The semi-perimeter of a triangle is a useful concept in geometry, especially when you want to determine the area of a triangle using Heron's formula. The semi-perimeter is simply half the sum of the lengths of the triangle's sides. This value is crucial in simplifying area calculations for triangles. It's represented by the symbol \( s \). If you know the side lengths \( a, b, \text{ and } c \), you can compute the semi-perimeter with this formula:

\[ s = \frac{a + b + c}{2} \]
In our exercise example, with sides measuring 320, 350, and 500 yards, the semi-perimeter will be half of the total sum of these side lengths. This calculation will give you:

\[ s = \frac{320 + 350 + 500}{2} = 585 \text{ yards} \]

Understanding the semi-perimeter is crucial because it sets the groundwork for applying Heron's formula to find the triangle's area effectively.

Converting between different units of area is an important skill in many real-world applications, especially when dealing with large spaces like fields and gardens. In the context of our exercise, the area needs to be converted from square yards to acres, which is common in land measurement.

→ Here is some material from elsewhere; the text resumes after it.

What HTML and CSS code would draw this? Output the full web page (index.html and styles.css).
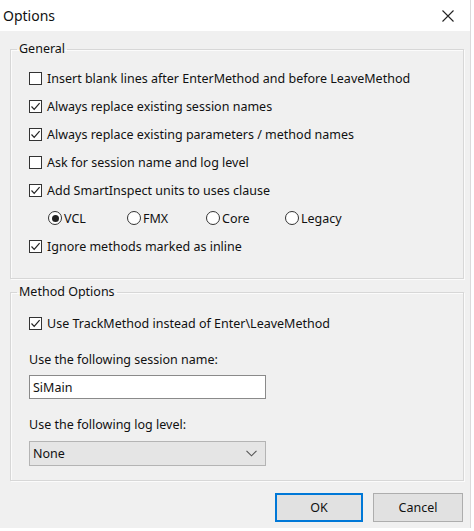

Acres are used to measure land because they provide a more manageable figure than expressing large areas in square yards. The conversion between square yards and acres involves using a conversion factor. Specifically, 1 acre is equivalent to 4840 square yards. To convert square yards into acres, use the formula:

\[ \text{Acres} = \frac{\text{Area in square yards}}{4840} \]

For example, if the calculated area of your triangular field is 52,497.26 square yards, as in our exercise:

\[ \text{Acres} = \frac{52,497.26}{4840} \approx 10.84 \text{ acres} \]

Understanding area conversion is especially beneficial for activities related to agriculture, land development, and real estate.

Calculating the area of a triangle can be challenging if you don't have the height measurement. That’s where Heron's formula becomes extremely useful. It's especially handy because it only requires the knowledge of the side lengths of the triangle. With Heron's formula, the area \( A \) is derived from the semi-perimeter \( s \) and the lengths of the sides \( a, b, \text{ and } c \). The formula is:

\[ A = \sqrt{s(s-a)(s-b)(s-c)} \]

For a triangle with sides measuring 320, 350, and 500 yards, and a semi-perimeter of 585 yards, you would substitute these values into Heron's formula:

\[ A = \sqrt{585(585 - 320)(585 - 350)(585 - 500)} \]

This computation, which involves multiplication and finding the square root, gives the area as approximately 52,497.26 square yards. Heron's formula is not only a powerful tool in theoretical mathematics but also highly practical in fields such as engineering and architecture, where precise area calculations are critical.